Okay, so I must admit the thought of baking and cooking with something I have always considered a perfume can be a bit daunting but with lavender being the trendy new culinary herb, I thought why not be a bit venturesome. But can I use just any lavender for culinary purposes? To find out, I paid a visit to The Five Sisters of Lavender Lane – aptly named because there are five sisters involved with the growing, harvesting, and production of the lavender products.
Through the scenic rolling hills of Kelly’s Cross in rural PEI, on the Island’s South side, I find PEI’s only lavender farm. In 1999, Carol Cook bought the farm and, in 2001, planted her first 100 lavender plants to see how they would ‘weather the winter’ on the Island. They did well and, today, there are over an estimated 3000 plants of two varieties (Hidcote and Munstead) grown on the farm.
Carol tells me that starting lavender from seed is not necessarily a guarantee of success. Instead, her preference is to start new plants by propagating from cuttings. This is where a long stem of lavender attached to the mother plant is buried under some soil and left to grow its own roots. The following year it can be cut from the mother plant and, voila, a new lavender plant is started. Another option is to take a cutting from a plant, cut it on an angle, dip it in a root boost starter product, and place it in a sandy soil mixture to take root.
Most of us know lavender as a perfume and potpourri product. However, lavender is actually an herb of the mint family and certain varieties of it are known as culinary herbs. These are primarily the Hidcote and Munstead varieties. Lavender is often considered to be similar to thyme, rosemary, and sage and it can, in fact, be substituted for rosemary in many recipes. If you have ever cooked with Herbes de Provence, chances are you have already tasted lavender since it is a common ingredient in this herb mix along with the typical mixture of thyme, rosemary, and savory.
Lavender is one of the more aromatic herbs and some say it bears citrus notes or even a hint of pine. The lavender buds (the stage just before the plants blossom into full open flower) possess a higher oil content and have the most intense taste. They tend to have a stronger, minty flavour and, when used in cooking or baking will be more pungent and have “more bite” to them. When crushed or ground, the lavender buds have a sweeter, milder flavour. While the leaves, stems, buds, and flowers can all be used for culinary purposes, the flower buds are said to give the most flavour.
In PEI, harvesting of lavender occurs in mid-July. When at their bud stage, the beautiful purple/mauve buds are removed from their tall spikes, washed, and spread on screens to dry. They are then ready to be used in various products. It is possible to get a second, smaller harvest from the same plants late in August or early September. The photographs below were taken at the lavender farm on July 10, 2012, the day before they began harvesting. I can only imagine the wonderful scent there must have been during the harvesting process!

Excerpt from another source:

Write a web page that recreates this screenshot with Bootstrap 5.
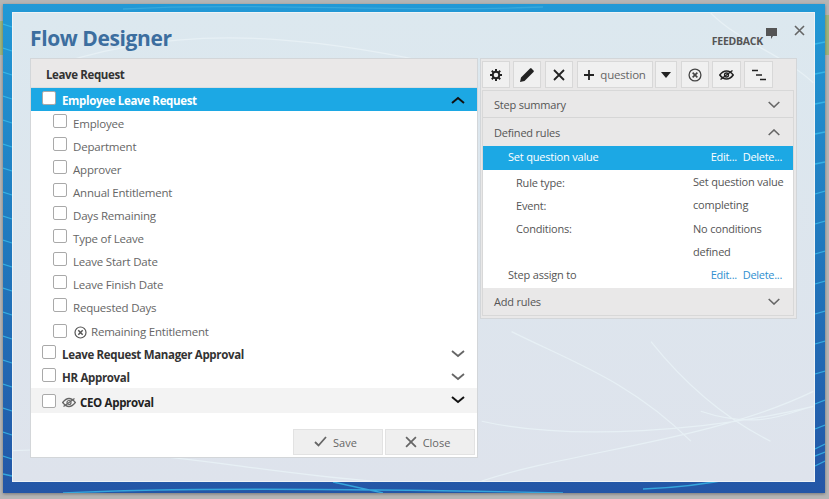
<!DOCTYPE html>
<html lang="en"><head><meta charset="utf-8"><title>Flow Designer</title>
<link href="https://cdn.jsdelivr.net/npm/bootstrap@5.3.0/dist/css/bootstrap.min.css" rel="stylesheet">
<style>
html,body{height:100%;}
body{width:829px;height:499px;overflow:hidden;background:linear-gradient(#9db57f,#9db57f) 0 21px/3px 34px no-repeat,linear-gradient(#9db57f,#9db57f) 825px 15px/4px 40px no-repeat,#b5b5b5;font-family:"Open Sans","Liberation Sans",sans-serif;font-size:11.5px;letter-spacing:-.2px;color:#555;padding:4px 4px 6px 3px;}
.fd-frame{position:relative;height:489px;padding:8px 10px 11px 9px;background:linear-gradient(180deg,#2299d6 0%,#2078bd 50%,#2456a6 100%);overflow:hidden;box-shadow:0 1px 3px rgba(0,0,0,.35);}
.fd-waves{position:absolute;left:0;top:0;width:100%;height:100%;}
.fd-panel{position:relative;height:470px;background:linear-gradient(180deg,#dce8ef 0%,#dee3ec 100%);border:1px solid #eef3f6;overflow:hidden;}
.fd-pwaves{position:absolute;left:0;top:0;width:100%;height:100%;}
.fd-inner{position:relative;height:100%;padding:0 17px 0 17px;}
.fd-head{height:45px;}
.fd-title{font-size:21px;font-weight:700;letter-spacing:-.4px;color:#3c6e9f;line-height:1;margin:15px 0 0 0;}
.fd-feedback{font-size:10.5px;font-weight:700;letter-spacing:-.25px;color:#555;margin-top:22px;margin-right:34px;position:relative;line-height:12px;}
.fd-bubble{position:absolute;left:54px;top:-7px;}
.fd-x{position:absolute;right:9px;top:12px;}
.fd-cols{gap:2px;}
.fd-left{width:448px;height:400px;background:#fff;border:1px solid #d3d6d9;}
.fd-lhead{height:29px;background:#eae8e8;color:#333;font-weight:700;letter-spacing:-.38px;padding:3px 0 0 15px;border-bottom:1px solid #d9dde0;}
.fd-row{height:23px;padding:2px 12px 0 11px;color:#333;font-weight:700;letter-spacing:-.33px;}
.fd-row.fd-on{background:#1ca8e4;color:#fff;}
.fd-row.fd-soft{background:#f3f3f3;color:#222;height:25px;padding-top:4px;}
.fd-row svg:last-child{margin-top:-2px;}
.fd-row.fd-soft svg:last-child{margin-top:-5px;}
.fd-sub{height:23px;padding:2px 0 0 22px;font-weight:400;color:#666;}
.fd-sub.fd-tall{height:24px;padding-top:4px;}
.fd-box{width:14px;height:14px;flex:none;background:#fff;border:1px solid #a9a9a9;border-radius:2px;margin:-5px 6px 0 0;}
.fd-tall .fd-box{margin-top:-3px;}
.fd-soft .fd-box{margin-top:-3px;}
.fd-ic{margin-left:1px;}
.fd-foot{gap:2px;padding:16px 2px 2px 0;}
.fd-btn{width:90px;height:26px;background:#efefef;border:1px solid #e2e2e2;color:#666;font-size:11px;letter-spacing:0;gap:6px;border-radius:0;padding:2px 5px 0 0;}
.fd-btn svg{margin-top:-3px;}
.fd-right{width:317px;height:261px;background:#e9e8e8;border:1px solid #d3d6d9;padding:2px 2px 3px 1px;}
.fd-tools{gap:3px;height:27px;margin-bottom:2px;}
.fd-tool{height:27px;width:28px;background:#f0f0f0;border:1px solid #d8d8d8;border-radius:0;padding:0;color:#666;gap:6px;font-size:11.5px;letter-spacing:-.2px;}
.fd-tool-g{margin-left:1px;}
.fd-tool-q{width:76px;margin-left:1px;}
.fd-tool-c{width:22px;margin-left:-1px;}
.fd-tool-o{margin-left:1px;}
.fd-tool-w{width:29px;}
.fd-acc{border:1px solid #d8d8d8;background:#e9e8e8;font-size:11px;letter-spacing:-.2px;}
.fd-ahead{height:27px;padding:2px 13px 0 11px;color:#555;border-bottom:1px solid #d6d6d6;}
.fd-ahead svg{margin-top:-2px;}
.fd-ahead.fd-noline{border-bottom:0;height:28px;}
.fd-ahead.fd-end{height:27px;}
.fd-sel{height:24px;background:#1ca8e4;color:#fff;padding:0 11px 2px 25px;}
.fd-links{gap:6px;letter-spacing:-.3px;}
.fd-body{background:#fff;height:118px;color:#555;padding-top:1px;}
.fd-line{padding-left:33px;line-height:23px;}
.fd-lab{width:177px;flex:none;}
.fd-val-up{margin-top:-1px;height:23px;}
.fd-val-dn{margin-top:1px;line-height:22.5px;width:90px;}
.fd-assign{height:23px;margin-top:1px;padding:0 11px 0 25px;}
.fd-link{color:#2f8fd0;text-decoration:none;}
.fd-on-link{color:#fff;text-decoration:none;}
</style></head>
<body>
<div class="fd-frame">
<svg class="fd-waves" viewBox="0 0 822 489" fill="none" stroke="#3cc0ee" stroke-width="1.300" opacity=".75"><path d="M0 20l9 3M0 44l9 3M0 68l9 3M0 92l9 3M0 116l9 3M0 140l9 3M0 164l9 3M0 188l9 3M0 212l9 3M0 236l9 3M0 260l9 3M0 284l9 3M0 308l9 3M0 332l9 3M0 356l9 3M0 380l9 3M0 404l9 3M0 428l9 3M0 452l9 3M0 470l9 2M812 40l10-2M812 70l10-2M812 100l10-2M812 130l10-2M812 160l10-2M812 190l10-3M812 220l10-3M812 250l10-3M812 280l10-3M812 310l10-3M812 340l10-3M812 370l10-3M812 400l10-4M812 425l10-4M812 445l10-5M812 462l10-5"/><path d="M60 489C200 482 420 486 560 489M330 478l50 11M640 485C700 483 770 470 822 448"/><path d="M120 5C250 -2 400 9 540 3" stroke="#5cc4ea" opacity=".5"/></svg>
<div class="fd-panel">
<svg class="fd-pwaves" viewBox="0 0 803 470" fill="none" stroke="#e7f0f5" stroke-width="1.200"><path d="M-10 440C120 432 230 460 360 470M470 470C560 440 700 430 803 380M500 320C560 350 620 370 680 430M640 330C680 380 720 410 760 430M690 400C750 420 780 400 803 395M470 410C560 430 700 420 803 395M20 60C150 10 280 20 420 50M700 0C730 30 770 40 803 70"/></svg>
<div class="fd-inner">
<div class="fd-head d-flex justify-content-between">
<h1 class="fd-title">Flow Designer</h1>
<div class="fd-feedback">FEEDBACK
<svg class="fd-bubble" width="11" height="11" viewBox="0 0 11 11"><path d="M0 0h11v8H7l-2 3V8H0z" fill="#555"/></svg></div>
<svg class="fd-x" width="11" height="11" viewBox="0 0 11 11" stroke="#666" stroke-width="1.6"><path d="M1 1l9 9M10 1l-9 9"/></svg>
</div>
<div class="fd-cols d-flex">
<div class="fd-left d-flex flex-column">
<div class="fd-lhead d-flex align-items-center">Leave Request</div>
<div class="fd-row fd-on d-flex align-items-center"><span class="fd-box"></span><span class="flex-grow-1">Employee Leave Request</span><svg width="14" height="8" viewBox="0 0 14 8" fill="none" stroke="#111" stroke-width="2"><path d="M1 7l6-5 6 5"/></svg></div>
<div class="fd-sub d-flex align-items-center"><span class="fd-box"></span>Employee</div>
<div class="fd-sub d-flex align-items-center"><span class="fd-box"></span>Department</div>
<div class="fd-sub d-flex align-items-center"><span class="fd-box"></span>Approver</div>
<div class="fd-sub d-flex align-items-center"><span class="fd-box"></span>Annual Entitlement</div>
<div class="fd-sub d-flex align-items-center"><span class="fd-box"></span>Days Remaining</div>
<div class="fd-sub d-flex align-items-center"><span class="fd-box"></span>Type of Leave</div>
<div class="fd-sub d-flex align-items-center"><span class="fd-box"></span>Leave Start Date</div>
<div class="fd-sub d-flex align-items-center"><span class="fd-box"></span>Leave Finish Date</div>
<div class="fd-sub d-flex align-items-center"><span class="fd-box"></span>Requested Days</div>
<div class="fd-sub fd-tall d-flex align-items-center"><span class="fd-box"></span><svg class="fd-ic me-1" width="13" height="13" viewBox="0 0 13 13" fill="none" stroke="#555"><circle cx="6.5" cy="6.5" r="5.5" stroke-width="1.2"/><path d="M4.3 4.3l4.4 4.4M8.7 4.3l-4.4 4.4" stroke-width="1.5"/></svg>Remaining Entitlement</div>
<div class="fd-row d-flex align-items-center"><span class="fd-box"></span><span class="flex-grow-1">Leave Request Manager Approval</span><svg width="14" height="8" viewBox="0 0 14 8" fill="none" stroke="#666" stroke-width="1.8"><path d="M1 1l6 5 6-5"/></svg></div>
<div class="fd-row d-flex align-items-center"><span class="fd-box"></span><span class="flex-grow-1">HR Approval</span><svg width="14" height="8" viewBox="0 0 14 8" fill="none" stroke="#666" stroke-width="1.8"><path d="M1 1l6 5 6-5"/></svg></div>
<div class="fd-row fd-soft d-flex align-items-center"><span class="fd-box"></span><svg class="me-1" width="14" height="11" viewBox="0 0 14 11" fill="none" stroke="#666"><path d="M.7 5.5C3 2.5 5 1.5 7 1.5s4 1 6.3 4C11 8.500 9 9.500 7 9.500s-4-1-6.300-4z" stroke-width="1.3"/><circle cx="7" cy="5.5" r="2" stroke-width="1.2"/><path d="M1.500 9.500L12.500 1.500" stroke-width="1.3"/></svg><span class="flex-grow-1">CEO Approval</span><svg width="14" height="8" viewBox="0 0 14 8" fill="none" stroke="#111" stroke-width="2"><path d="M1 1l6 5 6-5"/></svg></div>
<div class="fd-foot d-flex justify-content-end mt-auto">
<button class="btn fd-btn d-flex align-items-center justify-content-center"><svg width="13" height="11" viewBox="0 0 13 11" fill="none" stroke="#666" stroke-width="1.8"><path d="M1 6l3.500 3.500L12 1"/></svg>Save</button>
<button class="btn fd-btn d-flex align-items-center justify-content-center"><svg width="12" height="12" viewBox="0 0 11 11" fill="none" stroke="#666" stroke-width="1.600"><path d="M1 1l9 9M10 1l-9 9"/></svg>Close</button>
</div>
</div>
<div class="fd-right">
<div class="fd-tools d-flex">
<button class="btn fd-tool d-flex align-items-center justify-content-center" aria-label="Settings"><svg width="12" height="12" viewBox="0 0 12 12"><circle cx="6" cy="6" r="3.300" fill="none" stroke="#222" stroke-width="2"/><path d="M6 0v2.500M6 9.500V12M0 6h2.500M9.500 6H12M1.800 1.800l1.800 1.800M8.400 8.400l1.800 1.800M10.200 1.800L8.400 3.600M3.600 8.400l-1.800 1.800" stroke="#222" stroke-width="2"/></svg></button>
<button class="btn fd-tool d-flex align-items-center justify-content-center" aria-label="Edit"><svg width="14" height="14" viewBox="0 0 14 14" fill="#222"><path d="M0 14l1-4.500 8-8L12.500 5l-8 8zM10 .5l1-.5 3 3-.5 1-1 1L9 1.500z"/></svg></button>
<button class="btn fd-tool fd-tool-g d-flex align-items-center justify-content-center" aria-label="Delete"><svg width="12" height="12" viewBox="0 0 12 12" fill="none" stroke="#222" stroke-width="1.8"><path d="M1 1l10 10M11 1L1 11"/></svg></button>
<button class="btn fd-tool fd-tool-q d-flex align-items-center justify-content-center"><svg width="10" height="10" viewBox="0 0 10 10" stroke="#222" stroke-width="1.800"><path d="M5 0v10M0 5h10"/></svg><span>question</span></button>
<button class="btn fd-tool fd-tool-c d-flex align-items-center justify-content-center" aria-label="More"><svg width="10" height="6" viewBox="0 0 10 6" fill="#222"><path d="M0 0h10L5 6z"/></svg></button>
<button class="btn fd-tool fd-tool-o d-flex align-items-center justify-content-center" aria-label="Remove"><svg width="14" height="14" viewBox="0 0 13 13" fill="none" stroke="#444"><circle cx="6.500" cy="6.500" r="5.500" stroke-width="1.200"/><path d="M4.300 4.300l4.400 4.400M8.700 4.300l-4.400 4.400" stroke-width="1.500"/></svg></button>
<button class="btn fd-tool fd-tool-w d-flex align-items-center justify-content-center" aria-label="Hide"><svg width="15" height="12" viewBox="0 0 15 12" fill="none" stroke="#222"><path d="M.8 6C3 3 5.300 2 7.500 2s4.500 1 6.700 4c-2.200 3-4.500 4-6.700 4S3 9 .8 6z" stroke-width="1.500"/><circle cx="7.500" cy="6" r="2" stroke-width="1.300"/><path d="M1.500 10.500L13.500 1.500" stroke-width="1.400"/></svg></button>
<button class="btn fd-tool fd-tool-w d-flex align-items-center justify-content-center" aria-label="Tree"><svg width="14" height="12" viewBox="0 0 14 12" stroke="#222" stroke-width="1.600"><path d="M0 1.500h6M4 6h6M8 10.500h6"/></svg></button>
</div>
<div class="fd-acc">
<div class="fd-ahead d-flex align-items-center justify-content-between"><span>Step summary</span><svg width="12" height="7" viewBox="0 0 12 7" fill="none" stroke="#666" stroke-width="1.600"><path d="M.7 1L6 6l5.300-5"/></svg></div>
<div class="fd-ahead fd-noline d-flex align-items-center justify-content-between"><span>Defined rules</span><svg width="12" height="7" viewBox="0 0 12 7" fill="none" stroke="#666" stroke-width="1.600"><path d="M.7 6L6 1l5.300 5"/></svg></div>
<div class="fd-sel d-flex align-items-center justify-content-between"><span>Set question value</span><span class="fd-links d-flex"><a class="fd-on-link" href="#">Edit...</a><a class="fd-on-link" href="#">Delete...</a></span></div>
<div class="fd-body">
<div class="fd-line d-flex"><span class="fd-lab">Rule type:</span><span class="fd-val-up">Set question value</span></div>
<div class="fd-line d-flex"><span class="fd-lab">Event:</span><span class="fd-val-up">completing</span></div>
<div class="fd-line d-flex"><span class="fd-lab">Conditions:</span><span class="fd-val-dn">No conditions defined</span></div>
<div class="fd-assign d-flex align-items-center justify-content-between"><span>Step assign to</span><span class="fd-links d-flex"><a class="fd-link" href="#">Edit...</a><a class="fd-link" href="#">Delete...</a></span></div>
</div>
<div class="fd-ahead fd-noline fd-end d-flex align-items-center justify-content-between"><span>Add rules</span><svg width="12" height="7" viewBox="0 0 12 7" fill="none" stroke="#666" stroke-width="1.600"><path d="M.7 1L6 6l5.300-5"/></svg></div>
</div>
</div>
</div>
</div>
</div>
</div>
</div>
</body></html>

The Five Sisters of Lavender Lane only sell their culinary lavender in the small gift shop at their farm in Kelly’s Cross and it is not uncommon for local chefs to stop by to pick up their supply for their restaurants. If you are cooking with lavender, just make sure that it is the culinary variety you are using and that it has been grown organically, pesticide-free. Besides the culinary lavender, the farm also produces and sells a number of other lavender products onsite including perfumed products. This year, they are currently experimenting with the production of lavender extract which can be used in culinary products in the same way that vanilla, almond, or lemon extract is used.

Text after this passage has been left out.